At first the browser would take long time to launch
but now the browser launches quickly but doesn’t use nvidia as the gpu
tested that using nvtop

nvtop shows both gpus
NVIDIA GeForce RTX 3050 Laptop GPU
and
AMD Radeon Graphics

prime-run used to work previously (don’t know when)

I apologize beforehand for my obscene levels of ignorance and stupidity but someone convinced me to post on this thread with my findings as it may have an off chance of shedding some light on the matter. I encountered this error while attempting to run Fedora 40 and some of its spins and derivatives, all of them having this issue with nvidia driver 550. However, I wasn’t experiencing it on Nixos 24.05, which uses that very same 550.78 driver according to Nvidia Xserver settings. I found it odd that on Fedora, chromium was trying to run with the nvidia card at all, as I have an igpu that I use for most applications. Which is how I believe I’ve set it up on Nixos, I only run specific applications with the dgpu, so why trying to run chromium on Fedora causes the nvidia driver to have issues is a mystery to me, as I would expect it to run using only the igpu. Either way, these are all the settings I believe could be relevant to the situation in my nix config file, where the dgpu works with no issues and I can even run electron based applications, even chromium itself, with nvidia-offload, and it works perfectly fine:

services.xserver.videoDrivers = [“nvidia”];
hardware.nvidia = {
modesetting.enable = true;
powerManagement.enable = false;
powerManagement.finegrained = false;
open = false;
nvidiaSettings = true;
package = config.boot.kernelPackages.nvidiaPackages.beta;
};
hardware.nvidia.prime = {
offload = {
enable = true;
enableOffloadCmd = true;
};
intelBusId = “PCI:0:2:0”;
nvidiaBusId = “PCI:1:0:0”;
};

This is all probably completely useless information and it’s obvious to everyone but me, but there.

*the dgpu is pascal arch

Hello!

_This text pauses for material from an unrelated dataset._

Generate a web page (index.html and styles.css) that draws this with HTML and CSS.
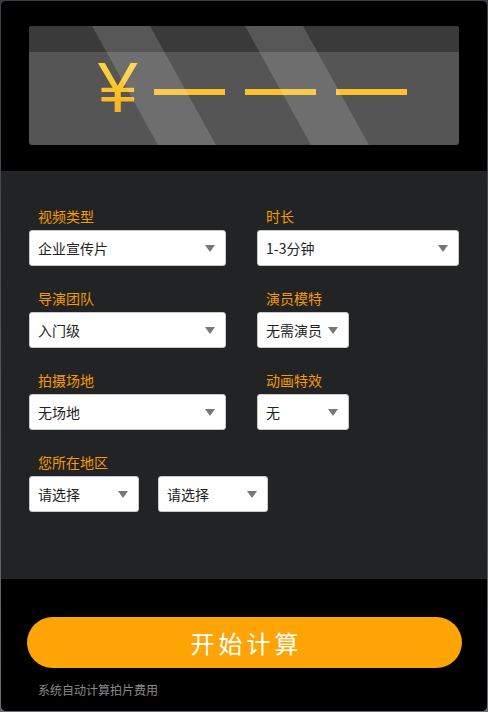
FILE: index.html
```html
<!DOCTYPE html>
<html lang="zh-CN">
<head>
<meta charset="utf-8">
<title>拍片费用计算</title>
<link rel="stylesheet" href="styles.css">
</head>
<body>
<div class="app">
  <section class="top">
    <div class="screen">
      <div class="band"></div>
      <div class="readout">
        <span class="yen">¥</span>
        <div class="dashes"><i></i><i></i><i></i></div>
      </div>
      <span class="stripe s1"></span>
      <span class="stripe s2"></span>
    </div>
  </section>

  <section class="form">
    <div class="grid">
      <div class="field">
        <div class="label">视频类型</div>
        <div class="select w-full">企业宣传片<span class="arrow"></span></div>
      </div>
      <div class="field">
        <div class="label">时长</div>
        <div class="select w-full">1-3分钟<span class="arrow"></span></div>
      </div>
      <div class="field">
        <div class="label">导演团队</div>
        <div class="select w-full">入门级<span class="arrow"></span></div>
      </div>
      <div class="field">
        <div class="label">演员模特</div>
        <div class="select w-small">无需演员<span class="arrow"></span></div>
      </div>
      <div class="field">
        <div class="label">拍摄场地</div>
        <div class="select w-full">无场地<span class="arrow"></span></div>
      </div>
      <div class="field">
        <div class="label">动画特效</div>
        <div class="select w-small">无<span class="arrow"></span></div>
      </div>
    </div>
    <div class="field">
      <div class="label">您所在地区</div>
      <div class="region">
        <div class="select w-region">请选择<span class="arrow"></span></div>
        <div class="select w-region">请选择<span class="arrow"></span></div>
      </div>
    </div>
  </section>

  <section class="bottom">
    <button class="go">开始计算</button>
    <p class="note">系统自动计算拍片费用</p>
  </section>
</div>
</body>
</html>
```

FILE: styles.css
```css
* { box-sizing: border-box; }
html, body { margin: 0; padding: 0; }
body {
  width: 488px;
  height: 712px;
  background: linear-gradient(#3a3d44, #6a6c70);
  font-family: "Noto Sans CJK SC", "Noto Sans", sans-serif;
  overflow: hidden;
}
.app {
  margin: 1px;
  width: 486px;
  height: 710px;
  border-radius: 5px;
  overflow: hidden;
  background: #000;
  display: flex;
  flex-direction: column;
}
.top {
  height: 170px;
  padding: 25px 28px 0;
  background: #000;
}
.screen {
  position: relative;
  height: 119px;
  border-radius: 3px;
  background: #555555;
  overflow: hidden;
  display: flex;
  flex-direction: column;
}
.band {
  height: 26px;
  background: #3a3a3a;
  flex: none;
}
.readout {
  display: flex;
  align-items: flex-start;
  padding-left: 69px;
}
.yen {
  font-family: "Liberation Sans", Arial, sans-serif;
  font-size: 71px;
  line-height: 71px;
  background: linear-gradient(#fed33a 20%, #f7ab1c 95%);
  -webkit-background-clip: text;
  background-clip: text;
  color: transparent;
}
.dashes {
  display: flex;
  gap: 20px;
  margin-top: 37px;
  margin-left: 16px;
}
.dashes i {
  display: block;
  width: 71px;
  height: 6px;
  background: #fcc22e;
}
.stripe {
  position: absolute;
  top: 0;
  width: 58px;
  height: 119px;
  background: rgba(255, 255, 255, 0.15);
  transform: skewX(29deg);
}
.s1 { left: 96px; }
.s2 { left: 249px; }

.form {
  height: 408px;
  background: #222325;
  padding: 35px 28px 0;
}
.grid {
  display: grid;
  grid-template-columns: 197px 202px;
  column-gap: 31px;
  row-gap: 22px;
  margin-bottom: 22px;
}
.label {
  color: #f59a00;
  font-size: 14px;
  line-height: 20px;
  padding-left: 9px;
  margin-bottom: 4px;
}
.select {
  position: relative;
  height: 36px;
  background: #fff;
  border: 1px solid #c9c9c9;
  border-radius: 3px;
  color: #222;
  font-size: 14px;
  line-height: 34px;
  padding-left: 8px;
}
.w-full { width: 100%; }
.w-small { width: 92px; }
.w-region { width: 110px; }
.arrow {
  position: absolute;
  right: 10px;
  top: 14px;
  width: 0;
  height: 0;
  border-left: 5.5px solid transparent;
  border-right: 5.5px solid transparent;
  border-top: 7px solid #777;
}
.region {
  display: flex;
  gap: 19px;
}

.bottom {
  flex: 1;
  background: #000;
  padding: 38px 25px 0 26px;
}
.go {
  display: block;
  width: 435px;
  height: 51px;
  border: 0;
  border-radius: 26px;
  background: #fea405;
  color: #fff;
  font-family: "Noto Sans CJK SC", "Noto Sans", sans-serif;
  font-size: 24px;
  letter-spacing: 4px;
  padding: 0 0 0 4px;
  line-height: 51px;
}
.note {
  margin: 13px 0 0 11px;
  font-size: 12px;
  line-height: 18px;
  color: #8a8a8a;
}
```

Exactly the same problems with driver 560.35.03. It looks like the problem is in the kernel configuration.

For example, a stock image works great cfg_default.txt (270.1 KB)

Also works well on the new kernel version cfg_custom_desktop.txt (253.6 KB)

but there is a problem with the server implementation cfg_custom_server_100hz.txt (240.2 KB)

On hybrid systems (nvidia+intel), setting the BIOS parameters such as Aperture Size and DVMT Pre-allocated can help.

I am getting the error kernel: [drm:__nv_drm_gem_nvkms_memory_prime_get_sg_table [nvidia_drm]] *ERROR* [nvidia-drm] [GPU ID 0x00000100] Cannot create sg_tabl e for NvKmsKapiMemory 0x000000006527f86e on an AMD laptop with switchable graphics when running gamescope which causes it to crash. This is on driver version 560.35.03 and it happens with both the proprietary and open source kernel modules.